Please review each class carefully and configure your stable of cars accordingly. I don’t think anyone recently racing at Stewart Raceway violates any of these revised rules, but please carefully review them at your earliest convenience to be sure.

Of course, we can add any new class to “active” status. I propose adding at least one of the Jag Hobbies platforms to the mix. The NC-2, RS-6, or the PR-5 come to mind.

Please feel free to comment, make suggestions, or ask questions.

MegaG+ Traction Magnet Measurements and Maximum Downforce Limits for Lites and Modified Classes

I took some measurements of a set of MG+ 1.7 IROC cars with Modified paper bodies, but other than that, stock out of the box cars with rear tire upgrades, including various sizes of Super Tires and a couple with Viper low-pro MG+ tires.

The average change in downforce when flipping a traction magnet is roughly .7 grams of downforce, which is reasonably significant. The measurements of the orange car are a bit suspect, but the others are fairly consistent. The Yellow lane car measurements were a bit of a surprise, but we’ve seen up to 6.3 in tech recently, which would definitely indicate a high-downforce orientation of N30 magnets in a Modified chassis.

MegaG+ 1.7 “Modified” IROC Set (stock rear axles, super tires, low-pro VSR tires)
Yellow Blue Orange Green White Red
VRP Meter (grams) 5.8 5.2 5.8 5.1 4.7 4.5
Flipped 6.6 6.1 5.7 5.9 5.4 5.4
Change 0.8 0.9 -0.1 0.8 0.7 0.9
Average Change (grams) 0.7
Gauss Readings Gs Range VRP Meter before/after flip (grams) Change
N30 (Stock) 2700 – 2800 5.5 6.8 1.3
N42 3200 – 3290 7.5 8.8 1.3
N52 3400 – 3600 9.7 10.8 1.1

The above N30 measurements were from one of my Modified platforms with N30 mags and a VSR replacement rear axle assembly with double-flange (.250) hubs and VSR PST Silicone soft Rear Tires (.432).  Some run the Lo-Pro VSR tires in both the Lites and Modified classes, which are slightly taller (.445). Aftermarket parts are only allowed on the Modified version of this car, so we shouldn’t see “Lite” cars with downforce much greater than 6 grams on the VRP meter and “Modified” cars with downforce not much greater than 7 grams on the VRP meter.

Of course, different VRP magnet meters can vary by up to +/- 5%. So, the maximum downforce for each class is as follows:

      • MegaG+ 1.7 Lites: 6.30 grams
      • MegaG+ 1.7 Modified: 7.35 grams

If a car’s downforce measurements exceed the above before racing, resolve the excessive downforce by using larger tires/hubs, or flipping a traction magnet.
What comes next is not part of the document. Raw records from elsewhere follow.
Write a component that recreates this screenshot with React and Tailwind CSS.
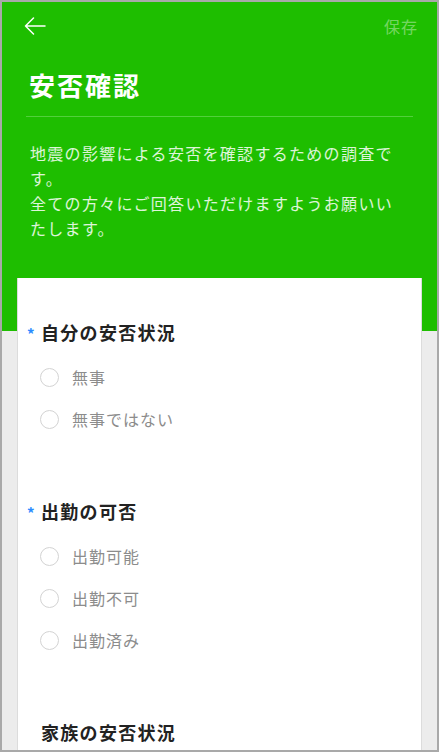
import React from "react";

const font = { fontFamily: '"Noto Sans CJK JP", "Noto Sans", sans-serif' };

function Radio({ label }) {
  return (
    <label className="flex h-[42px] items-center pl-[13px]">
      <span className="h-[19px] w-[19px] rounded-full border-[1.5px] border-[#d3d3d3] bg-white" />
      <span className="ml-[13px] text-[16px] tracking-[1px] text-[#8c8c8c]">{label}</span>
    </label>
  );
}

function Question({ title, required, options }) {
  return (
    <div>
      <h2 className="flex h-[28px] items-center text-[18px] font-bold leading-[28px] tracking-[1.3px] text-[#222]">
        <span className="w-[14px] pt-[3px] text-[15px] font-bold text-[#2b8cff]">{required ? "*" : ""}</span>
        {title}
      </h2>
      {options.length > 0 && (
        <div className="mt-[10px] flex flex-col">
          {options.map((o) => (
            <Radio key={o} label={o} />
          ))}
        </div>
      )}
    </div>
  );
}

export default function App() {
  return (
    <div
      className="h-[752px] w-[439px] overflow-hidden border-2 border-[#a9a9a9] bg-[#ececec]"
      style={font}
    >
      <div className="bg-[#1ebe00] px-6 pb-[90px]">
        <div className="flex h-[48px] items-center justify-between">
          <svg width="22" height="18" viewBox="0 0 22 18" fill="none" className="-ml-[2px]">
            <path d="M21 9H1.5M9.5 1L1.5 9l8 8" stroke="white" strokeWidth="1.5" strokeLinecap="round" strokeLinejoin="round" />
          </svg>
          <span className="-mr-[5px] text-[16px] tracking-[1px] text-white/40">保存</span>
        </div>
        <h1 className="mt-[19px] pl-[3px] text-[26px] font-bold leading-[32px] tracking-[2px] text-white">
          安否確認
        </h1>
        <div className="mt-[15px] h-px bg-[#52d03c]" />
        <div className="mt-[24px] w-[374px] pl-[4px] text-[16px] leading-[25px] tracking-[1.3px] text-white/85">
          <p>地震の影響による安否を確認するための調査です。</p>
          <p>全ての方々にご回答いただけますようお願いいたします。</p>
        </div>
      </div>
      <div className="mx-[15px] -mt-[53px] flex flex-col gap-[57px] border border-t-0 border-[#dcdcdc] bg-white pb-10 pl-[9px] pt-[40px]">
        <Question title="自分の安否状況" required options={["無事", "無事ではない"]} />
        <Question title="出勤の可否" required options={["出勤可能", "出勤不可", "出勤済み"]} />
        <Question title="家族の安否状況" options={[]} />
      </div>
    </div>
  );
}
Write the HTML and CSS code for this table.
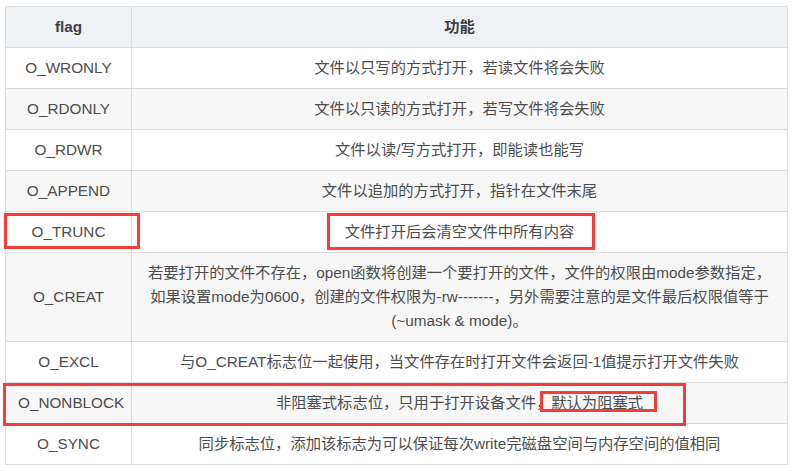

If a car has downforce greater than the above after a race, the car is disqualified from any races completed.

Note: If you're looking to get more downforce out a chassis, reduce the size of the rear tires (lower rear of chassis) to get more downforce. Lowering the chassis too much will result in slower top speed and usually slower lap times. It's a trade-off between speed and handling, find what works best for your driving style.

We may encounter modified-rules cars exceeding this maximum downforce limit due to unforeseen tire and/or hub sizes, or other factors. We’ll address that if/when it arises.

Please feel free to comment or discuss this addition to our MG+ rules here on the site or at our next event. Keep in mind, any rule can be changed if a majority of drivers/teams support it.

MG+ “Lite” Rules
MG+ “Modified” Rules

MegaG+ “Modified” Class Review

This simple class has proven to be a great success. Its rules are simple, the paper body transforms the car’s handling, it has faster lap times, and it is generally an enjoyable car to drive.

I know the paper body is only available from Stewart Raceway, but I’m sure others could figure out how to make one. In fact, Webster Motosports makes a slightly different style of body, which seems to work pretty well, too.

Our current MG+ Modified class is not all that “modified,” which begs the question: should we allow more mods in this class?

There are quite a few additional modifications that could be made:

      • Independent Front Ends from Viper
      • Aftermarket Rear Axle Assembly from Viper
      • Aftermarket Front and Rear Tires from Viper
      • 22T Crown Gears and Gear Bosses from Viper
      • Aftermarket Replacement FF-N20 Motor and/or Shoe Hanger Assembly from Jag Hobbies
      • Neodymium 45 or 52 Traction Magnets from Harden Creek

I’m sure there are other hop-up parts out there, but the point is that this car could be much more “modified” than we’re currently running it.

I recently tested the replacement motor assembly from Jag Hobbies and found it pretty slick, easy to install, and a nice upgrade to the stock motor. The chassis I used to test it was doing laps in the 5.8 range with its factory motor. After replacing it with the new Jag motor and hanger assembly, lap times dropped into the 5.4 range. It’s not a tremendous upgrade, but knowing there are alternatives is nice. There are also “hotter” motors out there that could be allowed.

To be clear, I am not pushing changes to our current rules for this car. I think a heavier and independent front end would be a simple but effective performance upgrade. Another modification we could allow is the high-downforce configuration using the stock N30 traction magnets. This rapid mod involves flipping one traction magnet to go from low to high downforce, which results in an additional 2 to 4 grams of downforce.

Again, I’m not advocating changes; I’m happy with the current rules. However, if enough teams/drivers want to change the rules, it isn’t out of the question.